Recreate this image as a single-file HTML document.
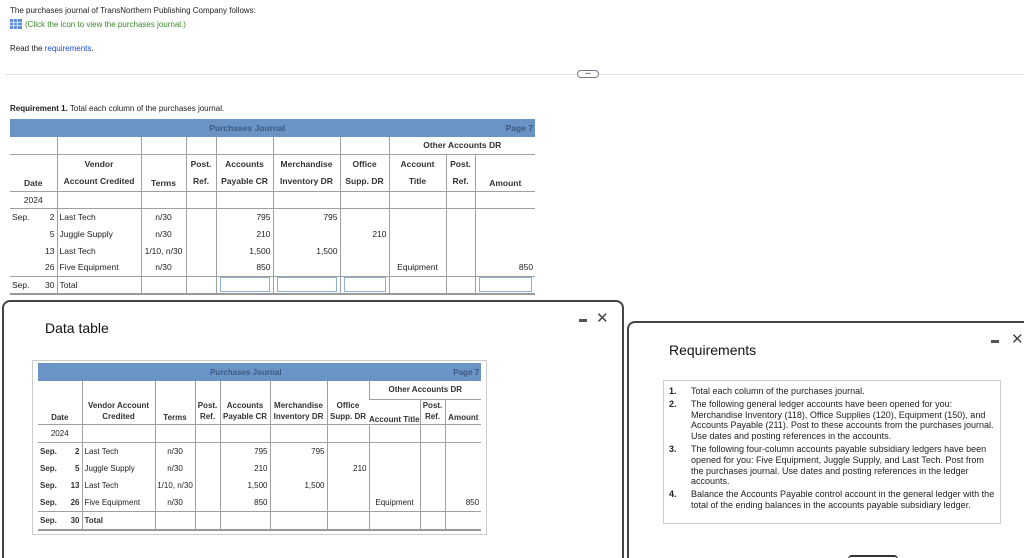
<!DOCTYPE html>
<html style="overflow:hidden;height:558px"><head><meta charset="utf-8"><style>
body{margin:0;width:1024px;height:558px;overflow:hidden;background:#fff;font-family:"Liberation Sans",Arial,sans-serif;color:#222;position:relative}
.a{position:absolute}
table{border-collapse:collapse;table-layout:fixed;font-size:8.5px}
td{padding:0 2px;white-space:nowrap;overflow:hidden;border-left:1px solid #a0a0a0;vertical-align:middle}
td:first-child{border-left:none}
.hd td{background:#6a93c6;color:#3d5a80;font-weight:bold;border:none}
.b{font-weight:bold;color:#333}
.c{text-align:center}.r{text-align:right}
.bt td{border-top:1px solid #a0a0a0}
.inp{display:block;height:13px;border:1px solid #8fb0d0;background:#fff;margin:0 1px}
.modal{position:absolute;border:2px solid #444;border-bottom:none;border-radius:8px 8px 0 0;background:#fff}
</style></head><body>
<div class="a" style="left:10px;top:6px;font-size:8px">The purchases journal of TransNorthern Publishing Company follows:</div>
<div class="a" style="left:10px;top:19px;font-size:8px;color:#3a8a2a"><span style="display:inline-block;width:12px;height:10px;background:#5b8ed6;vertical-align:-2px;margin-right:3px;background-image:linear-gradient(90deg,transparent 3px,#cfe0f5 3px,#cfe0f5 4px,transparent 4px,transparent 7px,#cfe0f5 7px,#cfe0f5 8px,transparent 8px),linear-gradient(transparent 3px,#cfe0f5 3px,#cfe0f5 4px,transparent 4px,transparent 6px,#cfe0f5 6px,#cfe0f5 7px,transparent 7px)"></span>(Click the icon to view the purchases journal.)</div>
<div class="a" style="left:10px;top:44px;font-size:8px">Read the <span style="color:#1a4fd6">requirements</span>.</div>
<div class="a" style="left:5px;top:74px;width:1019px;height:1px;background:#e2e2e2"></div>
<div class="a" style="left:577px;top:70px;width:20px;height:6px;border:1px solid #778;border-radius:4px;background:#fff;font-size:5px;line-height:6px;text-align:center;color:#556">▪▪▪</div>
<div class="a" style="left:10px;top:104px;font-size:8px"><b>Requirement 1.</b> Total each column of the purchases journal.</div>

<table class="a" style="left:10px;top:119px;width:525px;border-bottom:2px solid #999">
<colgroup><col style="width:47px"><col style="width:84px"><col style="width:45px"><col style="width:30px"><col style="width:57px"><col style="width:67px"><col style="width:49px"><col style="width:57px"><col style="width:29px"><col style="width:60px"></colgroup>
<tr class="hd" style="height:18px"><td colspan="5" class="r" style="padding-right:0">Purchases Jour</td><td colspan="5" style="padding-left:0"><span>nal</span><span style="float:right">Page 7</span></td></tr>
<tr style="height:17px"><td></td><td></td><td></td><td></td><td></td><td></td><td></td><td colspan="3" class="c b">Other Accounts DR</td></tr>
<tr class="bt" style="height:37px"><td class="c b" style="vertical-align:bottom;padding-bottom:3px">Date</td><td class="c b" style="line-height:17px">Vendor<br>Account Credited</td><td class="c b" style="vertical-align:bottom;padding-bottom:3px">Terms</td><td class="c b" style="line-height:17px">Post.<br>Ref.</td><td class="c b" style="line-height:17px">Accounts<br>Payable CR</td><td class="c b" style="line-height:17px">Merchandise<br>Inventory DR</td><td class="c b" style="line-height:17px">Office<br>Supp. DR</td><td class="c b" style="line-height:17px">Account<br>Title</td><td class="c b" style="line-height:17px">Post.<br>Ref.</td><td class="c b" style="vertical-align:bottom;padding-bottom:3px">Amount</td></tr>
<tr class="bt" style="height:17px"><td class="c">2024</td><td></td><td></td><td></td><td></td><td></td><td></td><td></td><td></td><td></td></tr>
<tr class="bt" style="height:17px"><td>Sep.<span style="float:right">2</span></td><td>Last Tech</td><td class="c">n/30</td><td></td><td class="r">795</td><td class="r">795</td><td></td><td></td><td></td><td></td></tr>
<tr style="height:17px"><td class="r">5</td><td>Juggle Supply</td><td class="c">n/30</td><td></td><td class="r">210</td><td></td><td class="r">210</td><td></td><td></td><td></td></tr>
<tr style="height:17px"><td class="r">13</td><td>Last Tech</td><td class="c">1/10, n/30</td><td></td><td class="r">1,500</td><td class="r">1,500</td><td></td><td></td><td></td><td></td></tr>
<tr style="height:17px"><td class="r">26</td><td>Five Equipment</td><td class="c">n/30</td><td></td><td class="r">850</td><td></td><td></td><td class="c">Equipment</td><td></td><td class="r">850</td></tr>
<tr class="bt" style="height:18px"><td>Sep.<span style="float:right">30</span></td><td>Total</td><td></td><td></td><td><span class="inp"></span></td><td><span class="inp"></span></td><td><span class="inp"></span></td><td></td><td></td><td><span class="inp"></span></td></tr>
</table>

<div class="modal" style="left:2px;top:300px;width:618px;height:258px"></div>
<div class="a" style="left:45px;top:320px;font-size:14px;color:#111">Data table</div>
<div class="a" style="left:579px;top:319px;width:8px;height:2.5px;background:#555"></div>
<div class="a" style="left:596px;top:309px;font-size:15px;color:#444">✕</div>
<div class="a" style="left:32px;top:360px;width:453px;height:173px;border:1px solid #ccc"></div>
<table class="a" style="left:38px;top:363px;width:443px;border-bottom:2px solid #999;font-size:8px">
<colgroup><col style="width:44px"><col style="width:73px"><col style="width:40px"><col style="width:25px"><col style="width:50px"><col style="width:57px"><col style="width:42px"><col style="width:51px"><col style="width:25px"><col style="width:36px"></colgroup>
<tr class="hd" style="height:18px"><td colspan="5" class="r" style="padding-right:0">Purchases Jour</td><td colspan="5" style="padding-left:0">nal<span style="float:right">Page 7</span></td></tr>
<tr style="height:18px"><td rowspan="2" class="c b" style="vertical-align:bottom;padding-bottom:2px">Date</td><td rowspan="2" class="c b" style="line-height:11px;vertical-align:bottom;padding-bottom:2px">Vendor Account<br>Credited</td><td rowspan="2" class="c b" style="vertical-align:bottom;padding-bottom:2px">Terms</td><td rowspan="2" class="c b" style="line-height:11px;vertical-align:bottom;padding-bottom:2px">Post.<br>Ref.</td><td rowspan="2" class="c b" style="line-height:11px;vertical-align:bottom;padding-bottom:2px">Accounts<br>Payable CR</td><td rowspan="2" class="c b" style="line-height:11px;vertical-align:bottom;padding-bottom:2px">Merchandise<br>Inventory DR</td><td rowspan="2" class="c b" style="line-height:11px;vertical-align:bottom;padding-bottom:2px">Office<br>Supp. DR</td><td colspan="3" class="c b" style="border-bottom:1px solid #a0a0a0">Other Accounts DR</td></tr>
<tr style="height:23px"><td class="c b" style="vertical-align:bottom;padding-bottom:2px;padding:0">Account Title</td><td class="c b" style="line-height:11px;vertical-align:bottom;padding-bottom:2px">Post.<br>Ref.</td><td class="c b" style="vertical-align:bottom;padding-bottom:2px;padding-left:0;padding-right:0">Amount</td></tr>
<tr class="bt" style="height:18px"><td class="c">2024</td><td></td><td></td><td></td><td></td><td></td><td></td><td></td><td></td><td></td></tr>
<tr class="bt" style="height:18px"><td class="b">Sep.<span style="float:right">2</span></td><td>Last Tech</td><td class="c">n/30</td><td></td><td class="r">795</td><td class="r">795</td><td></td><td></td><td></td><td></td></tr>
<tr style="height:17px"><td class="b">Sep.<span style="float:right">5</span></td><td>Juggle Supply</td><td class="c">n/30</td><td></td><td class="r">210</td><td></td><td class="r">210</td><td></td><td></td><td></td></tr>
<tr style="height:17px"><td class="b">Sep.<span style="float:right">13</span></td><td>Last Tech</td><td class="c" style="padding:0">1/10, n/30</td><td></td><td class="r">1,500</td><td class="r">1,500</td><td></td><td></td><td></td><td></td></tr>
<tr style="height:17px"><td class="b">Sep.<span style="float:right">26</span></td><td>Five Equipment</td><td class="c">n/30</td><td></td><td class="r">850</td><td></td><td></td><td class="c">Equipment</td><td></td><td class="r">850</td></tr>
<tr class="bt" style="height:19px"><td class="b">Sep.<span style="float:right">30</span></td><td class="b">Total</td><td></td><td></td><td></td><td></td><td></td><td></td><td></td><td></td></tr>
</table>

<div class="modal" style="left:627px;top:321px;width:420px;height:237px"></div>
<div class="a" style="left:669px;top:342px;font-size:14px;color:#111">Requirements</div>
<div class="a" style="left:991px;top:340px;width:8px;height:2.5px;background:#555"></div>
<div class="a" style="left:1011px;top:330px;font-size:15px;color:#444">✕</div>
<div class="a" style="left:663px;top:380px;width:336px;height:142px;border:1px solid #ccc"></div>
<div class="a" style="left:669px;top:386px;width:326px;font-size:9px;line-height:10.8px;color:#222">
<div style="display:flex;margin-bottom:2px"><b style="width:22px;flex:none">1.</b><div>Total each column of the purchases journal.</div></div>
<div style="display:flex;margin-bottom:2px"><b style="width:22px;flex:none">2.</b><div>The following general ledger accounts have been opened for you: Merchandise Inventory (118), Office Supplies (120), Equipment (150), and Accounts Payable (211). Post to these accounts from the purchases journal. Use dates and posting references in the accounts.</div></div>
<div style="display:flex;margin-bottom:2px"><b style="width:22px;flex:none">3.</b><div>The following four-column accounts payable subsidiary ledgers have been opened for you: Five Equipment, Juggle Supply, and Last Tech. Post from the purchases journal. Use dates and posting references in the ledger accounts.</div></div>
<div style="display:flex"><b style="width:22px;flex:none">4.</b><div>Balance the Accounts Payable control account in the general ledger with the total of the ending balances in the accounts payable subsidiary ledger.</div></div>
</div>
<div class="a" style="left:848px;top:555px;width:50px;height:4px;border-top:2px solid #333;border-radius:4px 4px 0 0"></div>
</body></html>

* * * * * * * * *

Would you reproduce the lines above, from the very first through the line containing "1.</b> Total each column of the purchases journal.</div>", exactly and without the pictures?

**Reply**.
Recreate this image as a single-file HTML document.
<!DOCTYPE html>
<html style="overflow:hidden;height:558px"><head><meta charset="utf-8"><style>
body{margin:0;width:1024px;height:558px;overflow:hidden;background:#fff;font-family:"Liberation Sans",Arial,sans-serif;color:#222;position:relative}
.a{position:absolute}
table{border-collapse:collapse;table-layout:fixed;font-size:8.5px}
td{padding:0 2px;white-space:nowrap;overflow:hidden;border-left:1px solid #a0a0a0;vertical-align:middle}
td:first-child{border-left:none}
.hd td{background:#6a93c6;color:#3d5a80;font-weight:bold;border:none}
.b{font-weight:bold;color:#333}
.c{text-align:center}.r{text-align:right}
.bt td{border-top:1px solid #a0a0a0}
.inp{display:block;height:13px;border:1px solid #8fb0d0;background:#fff;margin:0 1px}
.modal{position:absolute;border:2px solid #444;border-bottom:none;border-radius:8px 8px 0 0;background:#fff}
</style></head><body>
<div class="a" style="left:10px;top:6px;font-size:8px">The purchases journal of TransNorthern Publishing Company follows:</div>
<div class="a" style="left:10px;top:19px;font-size:8px;color:#3a8a2a"><span style="display:inline-block;width:12px;height:10px;background:#5b8ed6;vertical-align:-2px;margin-right:3px;background-image:linear-gradient(90deg,transparent 3px,#cfe0f5 3px,#cfe0f5 4px,transparent 4px,transparent 7px,#cfe0f5 7px,#cfe0f5 8px,transparent 8px),linear-gradient(transparent 3px,#cfe0f5 3px,#cfe0f5 4px,transparent 4px,transparent 6px,#cfe0f5 6px,#cfe0f5 7px,transparent 7px)"></span>(Click the icon to view the purchases journal.)</div>
<div class="a" style="left:10px;top:44px;font-size:8px">Read the <span style="color:#1a4fd6">requirements</span>.</div>
<div class="a" style="left:5px;top:74px;width:1019px;height:1px;background:#e2e2e2"></div>
<div class="a" style="left:577px;top:70px;width:20px;height:6px;border:1px solid #778;border-radius:4px;background:#fff;font-size:5px;line-height:6px;text-align:center;color:#556">▪▪▪</div>
<div class="a" style="left:10px;top:104px;font-size:8px"><b>Requirement 1.</b> Total each column of the purchases journal.</div>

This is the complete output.